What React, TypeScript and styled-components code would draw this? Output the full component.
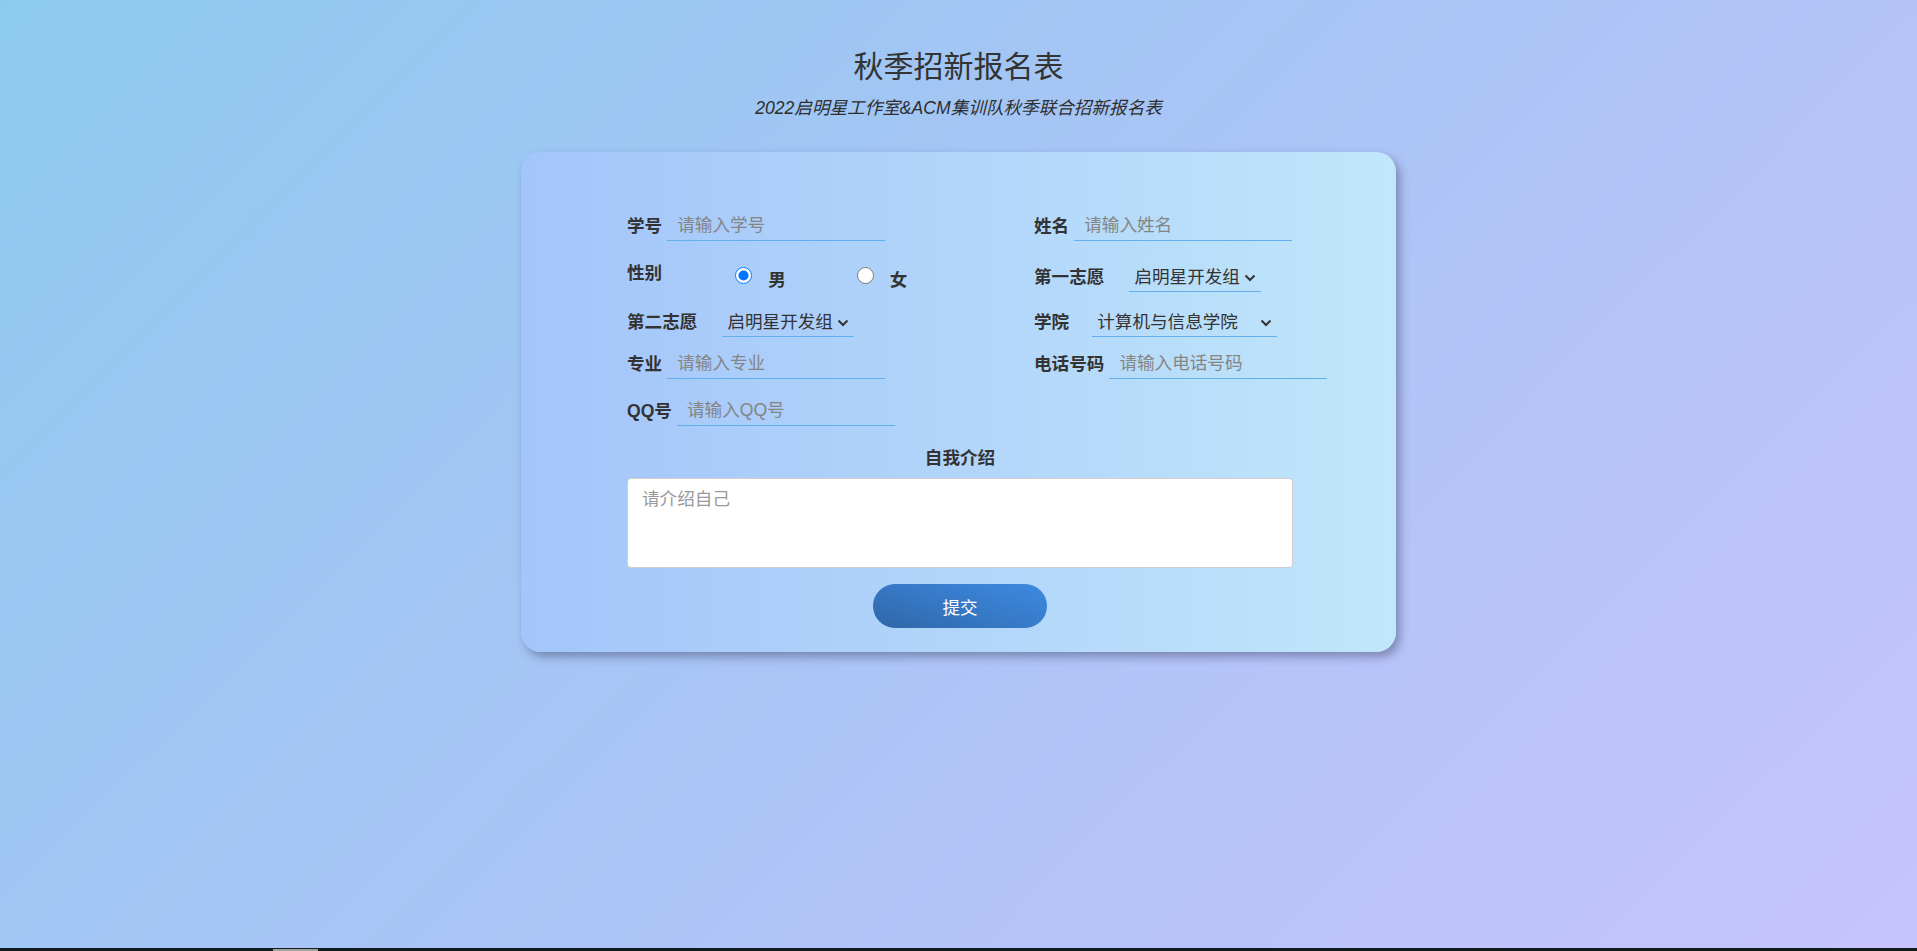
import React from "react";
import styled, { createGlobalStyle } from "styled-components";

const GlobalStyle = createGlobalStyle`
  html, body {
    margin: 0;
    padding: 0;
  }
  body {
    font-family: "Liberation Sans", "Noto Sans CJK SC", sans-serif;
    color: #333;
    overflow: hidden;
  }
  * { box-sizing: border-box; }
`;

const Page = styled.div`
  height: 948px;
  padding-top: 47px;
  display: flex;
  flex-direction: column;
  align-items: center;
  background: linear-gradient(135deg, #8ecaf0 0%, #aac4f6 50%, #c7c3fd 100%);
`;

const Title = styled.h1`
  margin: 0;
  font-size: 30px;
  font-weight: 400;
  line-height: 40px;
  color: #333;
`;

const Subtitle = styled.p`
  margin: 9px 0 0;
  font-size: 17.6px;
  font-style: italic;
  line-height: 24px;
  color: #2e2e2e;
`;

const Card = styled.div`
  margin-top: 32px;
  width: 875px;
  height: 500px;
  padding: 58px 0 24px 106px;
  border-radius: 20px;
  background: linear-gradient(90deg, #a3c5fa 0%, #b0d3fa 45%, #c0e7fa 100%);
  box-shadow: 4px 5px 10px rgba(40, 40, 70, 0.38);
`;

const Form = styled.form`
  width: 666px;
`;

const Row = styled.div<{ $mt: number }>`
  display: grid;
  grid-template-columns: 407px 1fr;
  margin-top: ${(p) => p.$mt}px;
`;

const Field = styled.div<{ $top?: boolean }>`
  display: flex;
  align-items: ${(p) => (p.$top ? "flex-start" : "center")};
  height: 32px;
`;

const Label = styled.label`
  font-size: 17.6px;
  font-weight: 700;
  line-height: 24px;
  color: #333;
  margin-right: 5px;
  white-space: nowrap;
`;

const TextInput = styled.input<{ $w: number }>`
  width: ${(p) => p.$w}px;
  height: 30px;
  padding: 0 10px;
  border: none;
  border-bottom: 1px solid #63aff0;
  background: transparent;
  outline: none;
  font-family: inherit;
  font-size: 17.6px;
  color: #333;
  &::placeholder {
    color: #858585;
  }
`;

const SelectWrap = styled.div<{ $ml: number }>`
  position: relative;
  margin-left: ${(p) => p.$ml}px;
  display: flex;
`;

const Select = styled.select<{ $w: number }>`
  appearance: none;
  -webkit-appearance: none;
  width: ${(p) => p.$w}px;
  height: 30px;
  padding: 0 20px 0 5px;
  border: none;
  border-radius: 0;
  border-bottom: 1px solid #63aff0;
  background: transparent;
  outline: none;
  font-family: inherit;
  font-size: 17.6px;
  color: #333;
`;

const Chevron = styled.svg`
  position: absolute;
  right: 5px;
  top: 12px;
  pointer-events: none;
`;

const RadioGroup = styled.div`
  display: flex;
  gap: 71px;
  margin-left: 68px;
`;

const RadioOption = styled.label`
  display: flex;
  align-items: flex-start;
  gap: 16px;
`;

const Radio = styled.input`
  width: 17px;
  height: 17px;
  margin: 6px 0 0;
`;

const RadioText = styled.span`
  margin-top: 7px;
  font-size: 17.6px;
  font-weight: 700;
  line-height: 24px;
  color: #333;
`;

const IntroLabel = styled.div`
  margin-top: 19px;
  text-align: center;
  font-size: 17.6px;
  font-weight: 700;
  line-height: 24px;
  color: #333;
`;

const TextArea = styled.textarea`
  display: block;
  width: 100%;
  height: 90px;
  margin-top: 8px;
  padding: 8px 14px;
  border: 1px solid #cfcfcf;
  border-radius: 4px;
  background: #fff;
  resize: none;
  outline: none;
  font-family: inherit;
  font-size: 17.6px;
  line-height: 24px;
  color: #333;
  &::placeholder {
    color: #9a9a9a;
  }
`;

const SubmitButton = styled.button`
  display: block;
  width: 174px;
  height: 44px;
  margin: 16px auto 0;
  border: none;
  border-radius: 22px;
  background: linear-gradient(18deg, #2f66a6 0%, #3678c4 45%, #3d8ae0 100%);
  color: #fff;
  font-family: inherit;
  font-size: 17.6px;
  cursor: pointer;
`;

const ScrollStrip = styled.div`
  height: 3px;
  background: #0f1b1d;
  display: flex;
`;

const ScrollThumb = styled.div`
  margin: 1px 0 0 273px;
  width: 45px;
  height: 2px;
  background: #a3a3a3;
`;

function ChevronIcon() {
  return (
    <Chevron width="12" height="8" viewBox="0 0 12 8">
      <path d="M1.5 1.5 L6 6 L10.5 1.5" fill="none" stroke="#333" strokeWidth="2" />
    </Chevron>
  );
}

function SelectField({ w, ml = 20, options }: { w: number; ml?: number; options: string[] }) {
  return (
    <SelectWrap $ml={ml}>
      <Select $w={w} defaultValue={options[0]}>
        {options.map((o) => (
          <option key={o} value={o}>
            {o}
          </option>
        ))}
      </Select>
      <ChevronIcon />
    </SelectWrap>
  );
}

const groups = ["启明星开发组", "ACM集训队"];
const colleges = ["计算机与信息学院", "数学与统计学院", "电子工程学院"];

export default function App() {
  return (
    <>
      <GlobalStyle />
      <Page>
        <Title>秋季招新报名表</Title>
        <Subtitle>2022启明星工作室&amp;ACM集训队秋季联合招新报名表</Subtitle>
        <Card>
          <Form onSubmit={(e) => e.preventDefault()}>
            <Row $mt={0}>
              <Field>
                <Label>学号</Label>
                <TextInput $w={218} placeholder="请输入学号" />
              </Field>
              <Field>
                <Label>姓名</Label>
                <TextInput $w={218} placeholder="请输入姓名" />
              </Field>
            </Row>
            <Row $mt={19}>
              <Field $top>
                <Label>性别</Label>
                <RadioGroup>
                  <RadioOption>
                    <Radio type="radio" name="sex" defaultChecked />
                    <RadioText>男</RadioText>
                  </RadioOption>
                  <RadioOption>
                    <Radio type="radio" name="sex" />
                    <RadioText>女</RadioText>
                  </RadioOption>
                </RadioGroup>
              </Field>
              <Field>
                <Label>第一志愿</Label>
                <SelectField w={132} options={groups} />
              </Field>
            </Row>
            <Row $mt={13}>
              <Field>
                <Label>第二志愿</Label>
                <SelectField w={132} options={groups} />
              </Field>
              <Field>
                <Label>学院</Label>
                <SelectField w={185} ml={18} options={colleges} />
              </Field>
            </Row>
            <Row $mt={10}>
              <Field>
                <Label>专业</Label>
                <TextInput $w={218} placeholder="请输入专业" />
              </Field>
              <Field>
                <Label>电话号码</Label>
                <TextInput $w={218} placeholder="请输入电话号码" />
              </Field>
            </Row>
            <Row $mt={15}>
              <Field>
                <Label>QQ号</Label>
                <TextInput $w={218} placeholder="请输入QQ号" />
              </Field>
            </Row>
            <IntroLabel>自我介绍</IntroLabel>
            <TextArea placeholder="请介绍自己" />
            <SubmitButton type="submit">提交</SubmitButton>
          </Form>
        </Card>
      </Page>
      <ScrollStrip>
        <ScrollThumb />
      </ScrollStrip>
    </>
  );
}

..............................

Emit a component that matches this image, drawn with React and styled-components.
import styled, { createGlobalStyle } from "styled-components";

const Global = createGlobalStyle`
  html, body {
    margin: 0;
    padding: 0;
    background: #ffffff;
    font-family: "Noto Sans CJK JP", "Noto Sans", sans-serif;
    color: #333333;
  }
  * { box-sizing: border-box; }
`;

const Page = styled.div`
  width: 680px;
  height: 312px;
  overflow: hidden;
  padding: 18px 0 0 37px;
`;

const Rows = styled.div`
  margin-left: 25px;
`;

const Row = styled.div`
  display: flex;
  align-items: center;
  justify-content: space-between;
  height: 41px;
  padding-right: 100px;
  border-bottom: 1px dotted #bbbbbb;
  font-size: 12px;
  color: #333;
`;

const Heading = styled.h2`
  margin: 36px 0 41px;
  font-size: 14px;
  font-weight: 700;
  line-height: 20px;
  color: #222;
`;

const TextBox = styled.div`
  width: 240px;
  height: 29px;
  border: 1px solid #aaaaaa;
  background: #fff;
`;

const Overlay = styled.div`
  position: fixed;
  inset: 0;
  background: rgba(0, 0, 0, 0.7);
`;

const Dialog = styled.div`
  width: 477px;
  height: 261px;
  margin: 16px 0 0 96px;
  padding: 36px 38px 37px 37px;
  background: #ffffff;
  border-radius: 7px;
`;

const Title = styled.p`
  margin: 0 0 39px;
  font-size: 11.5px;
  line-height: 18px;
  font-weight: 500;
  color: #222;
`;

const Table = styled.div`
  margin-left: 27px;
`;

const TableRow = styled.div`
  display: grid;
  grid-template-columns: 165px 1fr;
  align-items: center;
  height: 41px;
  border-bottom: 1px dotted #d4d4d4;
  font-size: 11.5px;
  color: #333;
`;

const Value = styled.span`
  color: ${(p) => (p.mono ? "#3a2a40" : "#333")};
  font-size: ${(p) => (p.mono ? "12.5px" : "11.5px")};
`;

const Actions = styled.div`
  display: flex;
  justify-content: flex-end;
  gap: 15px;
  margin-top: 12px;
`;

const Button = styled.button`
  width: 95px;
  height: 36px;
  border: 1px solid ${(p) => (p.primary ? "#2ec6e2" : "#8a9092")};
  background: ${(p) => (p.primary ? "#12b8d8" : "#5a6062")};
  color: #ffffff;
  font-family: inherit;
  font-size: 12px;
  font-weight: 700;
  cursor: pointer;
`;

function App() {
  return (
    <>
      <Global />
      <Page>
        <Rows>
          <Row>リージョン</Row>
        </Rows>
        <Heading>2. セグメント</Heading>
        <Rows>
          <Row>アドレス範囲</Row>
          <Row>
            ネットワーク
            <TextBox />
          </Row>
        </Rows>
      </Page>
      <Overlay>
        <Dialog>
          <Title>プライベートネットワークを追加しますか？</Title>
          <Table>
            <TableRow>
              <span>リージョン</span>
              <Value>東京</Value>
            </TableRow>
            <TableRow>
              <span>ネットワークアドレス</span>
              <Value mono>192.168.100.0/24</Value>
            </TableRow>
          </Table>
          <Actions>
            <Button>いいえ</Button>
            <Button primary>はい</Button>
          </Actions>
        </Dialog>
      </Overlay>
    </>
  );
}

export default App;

..............................

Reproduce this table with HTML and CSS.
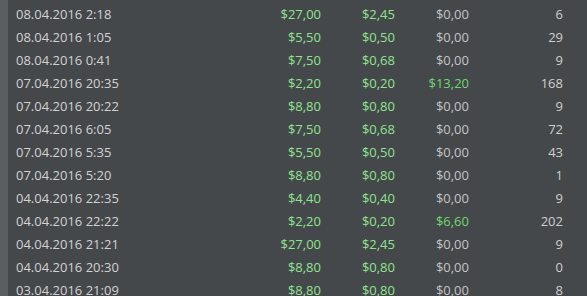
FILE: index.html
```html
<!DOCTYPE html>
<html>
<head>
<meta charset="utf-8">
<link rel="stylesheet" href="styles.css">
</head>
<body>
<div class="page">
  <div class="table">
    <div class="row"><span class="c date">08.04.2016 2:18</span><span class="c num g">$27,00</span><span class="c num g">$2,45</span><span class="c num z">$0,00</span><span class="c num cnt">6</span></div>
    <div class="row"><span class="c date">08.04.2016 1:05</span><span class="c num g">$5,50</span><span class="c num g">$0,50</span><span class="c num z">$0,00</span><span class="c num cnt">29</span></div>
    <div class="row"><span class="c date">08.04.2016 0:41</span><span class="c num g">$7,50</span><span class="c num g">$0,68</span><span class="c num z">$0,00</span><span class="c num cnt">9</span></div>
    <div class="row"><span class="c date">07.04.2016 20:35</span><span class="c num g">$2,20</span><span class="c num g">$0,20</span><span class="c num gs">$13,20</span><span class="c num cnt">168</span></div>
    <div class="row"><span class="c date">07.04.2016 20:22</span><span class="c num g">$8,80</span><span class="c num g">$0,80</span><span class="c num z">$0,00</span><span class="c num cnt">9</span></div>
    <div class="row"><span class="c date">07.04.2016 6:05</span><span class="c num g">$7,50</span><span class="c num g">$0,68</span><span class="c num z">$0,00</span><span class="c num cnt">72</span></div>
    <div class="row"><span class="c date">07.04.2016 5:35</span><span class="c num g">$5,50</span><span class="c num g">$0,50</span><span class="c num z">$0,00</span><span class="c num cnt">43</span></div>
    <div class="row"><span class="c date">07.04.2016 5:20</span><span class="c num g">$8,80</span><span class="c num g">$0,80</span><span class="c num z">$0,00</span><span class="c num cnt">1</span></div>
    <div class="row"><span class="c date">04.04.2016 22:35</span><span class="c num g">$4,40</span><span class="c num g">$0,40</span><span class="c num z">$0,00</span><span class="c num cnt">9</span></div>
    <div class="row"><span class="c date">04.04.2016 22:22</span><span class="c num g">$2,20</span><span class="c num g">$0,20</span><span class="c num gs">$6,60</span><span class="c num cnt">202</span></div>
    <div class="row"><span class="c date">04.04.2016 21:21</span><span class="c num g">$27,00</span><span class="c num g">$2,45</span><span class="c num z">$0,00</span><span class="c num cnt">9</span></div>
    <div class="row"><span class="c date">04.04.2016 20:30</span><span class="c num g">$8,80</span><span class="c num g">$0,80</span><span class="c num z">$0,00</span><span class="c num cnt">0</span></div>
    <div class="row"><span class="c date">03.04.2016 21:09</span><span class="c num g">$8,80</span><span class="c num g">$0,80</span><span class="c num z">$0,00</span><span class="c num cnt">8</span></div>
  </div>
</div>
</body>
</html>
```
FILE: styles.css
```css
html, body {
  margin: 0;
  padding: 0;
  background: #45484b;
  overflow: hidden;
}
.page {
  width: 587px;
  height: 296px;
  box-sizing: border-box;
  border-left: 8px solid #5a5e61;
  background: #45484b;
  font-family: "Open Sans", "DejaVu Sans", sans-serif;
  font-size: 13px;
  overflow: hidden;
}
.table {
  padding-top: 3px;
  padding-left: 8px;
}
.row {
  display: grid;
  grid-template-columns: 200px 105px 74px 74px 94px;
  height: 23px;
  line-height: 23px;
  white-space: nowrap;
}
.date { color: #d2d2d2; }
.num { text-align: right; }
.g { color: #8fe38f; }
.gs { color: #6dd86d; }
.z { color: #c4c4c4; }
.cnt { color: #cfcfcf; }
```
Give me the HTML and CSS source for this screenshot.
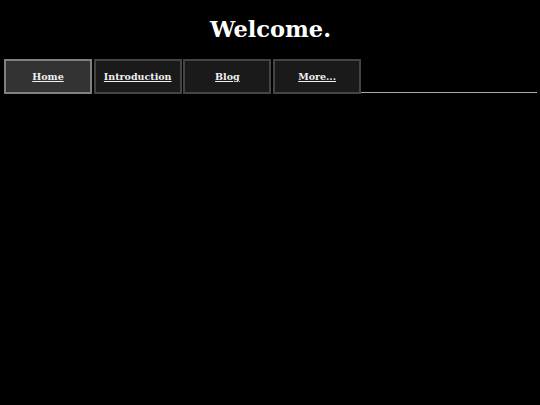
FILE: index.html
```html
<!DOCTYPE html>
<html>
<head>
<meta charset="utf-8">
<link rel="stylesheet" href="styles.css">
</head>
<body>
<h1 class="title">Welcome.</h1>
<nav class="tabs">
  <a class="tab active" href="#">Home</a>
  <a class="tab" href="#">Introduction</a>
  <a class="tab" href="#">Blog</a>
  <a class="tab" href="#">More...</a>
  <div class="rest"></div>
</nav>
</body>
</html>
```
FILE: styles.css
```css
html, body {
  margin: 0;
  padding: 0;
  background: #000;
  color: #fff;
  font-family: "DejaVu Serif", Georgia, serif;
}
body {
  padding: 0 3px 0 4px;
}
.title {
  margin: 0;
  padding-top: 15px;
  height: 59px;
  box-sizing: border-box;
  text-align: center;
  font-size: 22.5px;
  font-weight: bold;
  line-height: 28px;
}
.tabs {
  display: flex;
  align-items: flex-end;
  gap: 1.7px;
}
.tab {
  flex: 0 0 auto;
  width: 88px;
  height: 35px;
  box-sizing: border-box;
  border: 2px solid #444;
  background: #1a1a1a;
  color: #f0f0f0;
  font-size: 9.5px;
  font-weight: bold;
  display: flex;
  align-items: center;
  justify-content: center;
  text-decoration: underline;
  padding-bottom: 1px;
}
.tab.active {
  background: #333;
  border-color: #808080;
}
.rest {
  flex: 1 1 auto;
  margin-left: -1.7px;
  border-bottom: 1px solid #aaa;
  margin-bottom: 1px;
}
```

..............................

* What to do
Identify each line holding the string "components", and copy it out.

* Written solution
What React, TypeScript and styled-components code would draw this? Output the full component.
import styled, { createGlobalStyle } from "styled-components";
Emit a component that matches this image, drawn with React and styled-components.
import styled, { createGlobalStyle } from "styled-components";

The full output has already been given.